Exporters are also watching for trade opportunities in Japan and South Korea.
“Manufacturers are exploring new markets, considering joint ventures overseas and examining the feasibility of setting up facilities outside India. They are also focusing more on R&D and technology, improving the quality of their offerings, driving innovation and upgrading the skill sets of their workforce.” – Chandrima Chatterjee Secretary General, CITI |
Another strategy for manufacturers is to tap India’s US $ 120 billion market by creating dedicated product lines for local buyers.
“Right now, the domestic market in India is doing very well. Brands like Zudio buy large quantities of goods almost as much as what we export,” highlighted Ziaul Alikhan from Aathava Garments.
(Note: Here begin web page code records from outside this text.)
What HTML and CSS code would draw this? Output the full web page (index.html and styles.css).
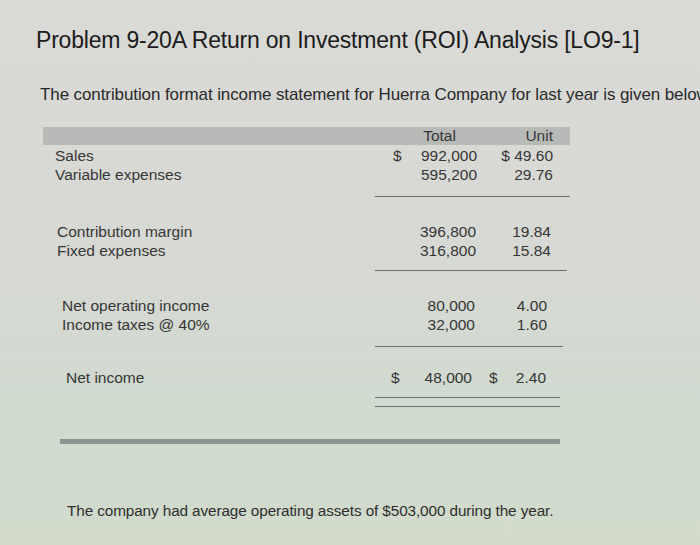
FILE: index.html
```html
<!DOCTYPE html>
<html lang="en">
<head>
<meta charset="utf-8">
<title>Problem 9-20A</title>
<link rel="stylesheet" href="styles.css">
</head>
<body>
<div class="page">
  <h1 class="title">Problem 9-20A Return on Investment (ROI) Analysis [LO9-1]</h1>
  <p class="intro">The contribution format income statement for Huerra Company for last year is given below:</p>

  <div class="statement">
    <div class="section s1">
      <div class="row head">
        <span class="label"></span>
        <span class="cur"></span>
        <span class="total center">Total</span>
        <span class="unit">Unit</span>
      </div>
      <div class="row">
        <span class="label">Sales</span>
        <span class="cur">$</span>
        <span class="total">992,000</span>
        <span class="unit">$ 49.60</span>
      </div>
      <div class="row">
        <span class="label">Variable expenses</span>
        <span class="cur"></span>
        <span class="total">595,200</span>
        <span class="unit">29.76</span>
      </div>
      <div class="rule r1"></div>
    </div>

    <div class="section s2">
      <div class="row">
        <span class="label">Contribution margin</span>
        <span class="cur"></span>
        <span class="total">396,800</span>
        <span class="unit">19.84</span>
      </div>
      <div class="row">
        <span class="label">Fixed expenses</span>
        <span class="cur"></span>
        <span class="total">316,800</span>
        <span class="unit">15.84</span>
      </div>
      <div class="rule r2"></div>
    </div>

    <div class="section s3">
      <div class="row">
        <span class="label">Net operating income</span>
        <span class="cur"></span>
        <span class="total">80,000</span>
        <span class="unit">4.00</span>
      </div>
      <div class="row">
        <span class="label">Income taxes @ 40%</span>
        <span class="cur"></span>
        <span class="total">32,000</span>
        <span class="unit">1.60</span>
      </div>
      <div class="rule r3"></div>
    </div>

    <div class="section s4">
      <div class="row">
        <span class="label">Net income</span>
        <span class="cur">$</span>
        <span class="total">48,000</span>
        <span class="unit split"><span>$</span><span>2.40</span></span>
      </div>
      <div class="rule double"></div>
    </div>

    <div class="thick"></div>
  </div>

  <p class="note">The company had average operating assets of $503,000 during the year.</p>
</div>
</body>
</html>
```

FILE: styles.css
```css
html, body {
  margin: 0;
  padding: 0;
  height: 100%;
  overflow: hidden;
}

body {
  background: linear-gradient(180deg, #d9d9d6 0%, #d8d9d5 35%, #d4d9d1 60%, #cfdbcf 80%, #d2dbcb 100%);
  font-family: "Liberation Sans", Arial, sans-serif;
  color: #2e2e2e;
}

.page {
  width: 700px;
  height: 545px;
  padding: 0;
  box-sizing: border-box;
}

.title {
  margin: 0;
  padding: 25px 0 0 36px;
  font-size: 23px;
  font-weight: normal;
  line-height: 30px;
  color: #1c1c1c;
  white-space: nowrap;
  letter-spacing: -0.2px;
}

.intro {
  margin: 0;
  padding: 30px 0 0 40px;
  font-size: 17px;
  line-height: 20px;
  color: #2a2a2a;
  white-space: nowrap;
  letter-spacing: -0.1px;
}

.statement {
  margin: 22px 0 0 43px;
  width: 527px;
  font-size: 15.5px;
  color: #363636;
}

.row {
  display: grid;
  grid-template-columns: 345px 14px 75px 76px 17px;
  height: 19px;
  line-height: 19px;
  white-space: nowrap;
}

.row .total,
.row .unit {
  text-align: right;
}

.row .center {
  text-align: center;
}

.head {
  background: #b8bab8;
  height: 18px;
  line-height: 17px;
  margin-bottom: 1px;
}

.s1 .label { padding-left: 12px; }
.s2 .label { padding-left: 14px; }
.s3 .label { padding-left: 19px; }
.s4 .label { padding-left: 23px; }

.s1 .cur { padding-left: 5px; }
.s4 .cur { padding-left: 3px; }

.s2 .total { padding-right: 1px; }
.s2 .unit { padding-right: 2px; }
.s3 .total { padding-right: 2px; }
.s3 .unit { padding-right: 6px; }
.s4 .total { padding-right: 5px; }

.split {
  display: flex;
  justify-content: space-between;
  padding-left: 12px;
  padding-right: 7px;
}

.rule {
  margin-left: 332px;
  height: 0;
  border-top: 1.5px solid #6d716d;
}

.r1 { margin-top: 12px; width: 195px; }
.r2 { margin-top: 10px; width: 192px; }
.r3 { margin-top: 12px; width: 188px; }

.section.s2 { margin-top: 25px; }
.section.s3 { margin-top: 25px; }
.section.s4 { margin-top: 21px; }

.double {
  margin-top: 10px;
  width: 185px;
  height: 8px;
  border-bottom: 1.5px solid #6d716d;
}

.thick {
  margin: 32px 0 0 17px;
  width: 500px;
  height: 5px;
  background: #8c9690;
}

.note {
  margin: 0;
  padding: 58px 0 0 67px;
  font-size: 15.3px;
  line-height: 18px;
  color: #2e2e2e;
  white-space: nowrap;
  letter-spacing: -0.1px;
}
```
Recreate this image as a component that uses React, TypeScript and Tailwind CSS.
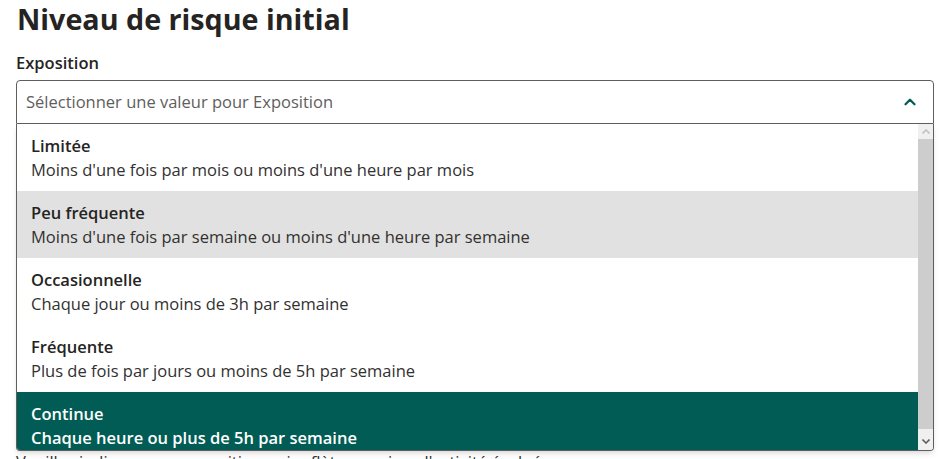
import { ChevronUp } from 'lucide-react';

const options = [
  { title: 'Limitée', text: "Moins d'une fois par mois ou moins d'une heure par mois" },
  { title: 'Peu fréquente', text: "Moins d'une fois par semaine ou moins d'une heure par semaine", hover: true },
  { title: 'Occasionnelle', text: 'Chaque jour ou moins de 3h par semaine' },
  { title: 'Fréquente', text: 'Plus de fois par jours ou moins de 5h par semaine' },
  { title: 'Continue', text: 'Chaque heure ou plus de 5h par semaine', selected: true },
];

function Scrollbar() {
  return (
    <div className="flex w-[15px] shrink-0 flex-col bg-[#cdcdcd]">
      <div className="flex h-[15px] items-center justify-center bg-[#f0f0f0]">
        <svg width="8" height="5" viewBox="0 0 8 5">
          <path d="M0.5 4.5 L4 1 L7.5 4.5" fill="none" stroke="#c2c2c2" strokeWidth="1.6" />
        </svg>
      </div>
      <div className="flex-1" />
      <div className="flex h-[21px] items-center justify-center bg-[#f0f0f0] pt-[4px]">
        <svg width="8" height="5" viewBox="0 0 8 5">
          <path d="M0.5 0.5 L4 4 L7.5 0.5" fill="none" stroke="#606060" strokeWidth="1.6" />
        </svg>
      </div>
    </div>
  );
}

export default function App() {
  return (
    <div
      className="h-[459px] w-[942px] overflow-hidden bg-white pl-[16px] pr-[8px] text-[#323130]"
      style={{ fontFamily: "'Open Sans', 'Noto Sans', sans-serif" }}
    >
      <h1 className="ml-[1px] pt-[1px] text-[28.7px] font-bold leading-[36px] text-[#252423]">Niveau de risque initial</h1>
      <div className="mt-[14px] mb-[5px] text-[16.5px] font-semibold leading-[24px] text-[#252423]">Exposition</div>

      <div className="relative">
        <div className="flex h-[44px] items-center justify-between rounded-t-[4px] border border-[#605e5c] pl-[9px] pr-[14px]">
          <span className="text-[16.5px] text-[#605e5c]">Sélectionner une valeur pour Exposition</span>
          <ChevronUp className="h-[18px] w-[18px] text-[#005c55]" strokeWidth={3} />
        </div>

        {/* dropdown menu */}
        <div className="absolute left-0 right-0 top-[44px] z-10 flex h-[327px] overflow-hidden rounded-b-[4px] border-x border-b border-[#605e5c] bg-white shadow-md">
          <div className="flex-1 overflow-hidden">
            {options.map((o) => (
              <div
                key={o.title}
                className={
                  'h-[67px] px-[14px] pt-[10px] text-[16.5px] leading-[24px] ' +
                  (o.selected ? 'bg-[#005c55] text-white' : o.hover ? 'bg-[#e1e1e1]' : 'bg-white')
                }
              >
                <div className={'font-semibold ' + (o.selected ? '' : 'text-[#252423]')}>{o.title}</div>
                <div className={o.selected ? 'font-semibold' : ''}>{o.text}</div>
              </div>
            ))}
          </div>
          <Scrollbar />
        </div>

        <p className="mt-[326px] text-[16.5px] leading-[24px]">
          Veuillez indiquer une exposition qui reflète au mieux l'activité évaluée
        </p>
      </div>
    </div>
  );
}
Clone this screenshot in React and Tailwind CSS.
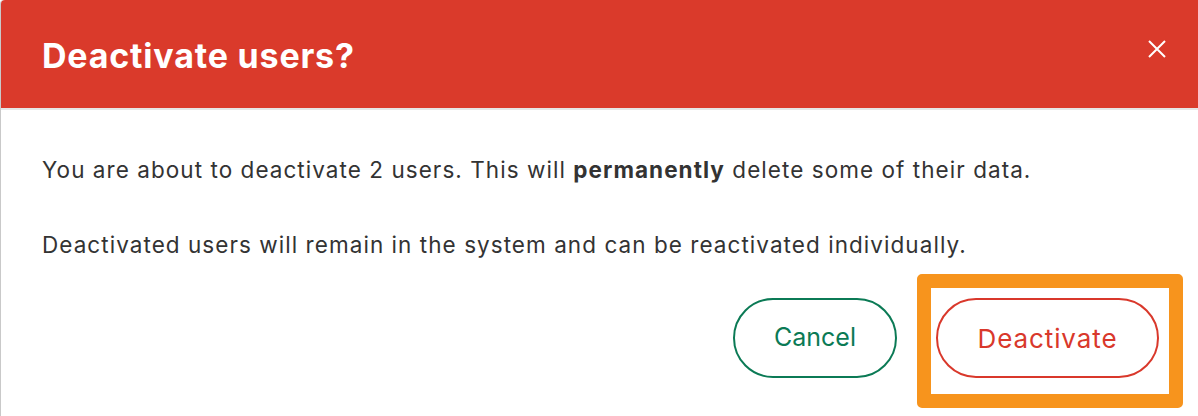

“In the short term, India’s large domestic market can help cushion the impact. The government could take more steps to boost local demand, so factories get more orders from within the country,” said Sanjeev Menon from Best Corporation.
In fact the government has already taken some key initiatives to safeguard the exporters’ interest. For example, India plans to counter the United States’ 50% tariffs on textiles through outreach programmes in 40 countries. These 40 countries include Australia, Belgium, Canada, France, Germany, Italy, Japan, Mexico, Poland, Russia, Spain, South Korea, Turkiye, the Netherlands, the United Arab Emirates and the UK.
The government is also preparing a support package worth about Rs. 25,000 crore under the Export Promotion Mission (EPM). This was announced in the Union Budget 2025-26. It will support Indian exporters for six years, from 2025 to 2031.
In addition, the import duty exemption for cotton has been extended by three months till December 31.
Despite the tariff challenges, industry insiders agree that India’s garment sector is ready not just to survive, but to innovate, diversify and come out stronger on the global stage.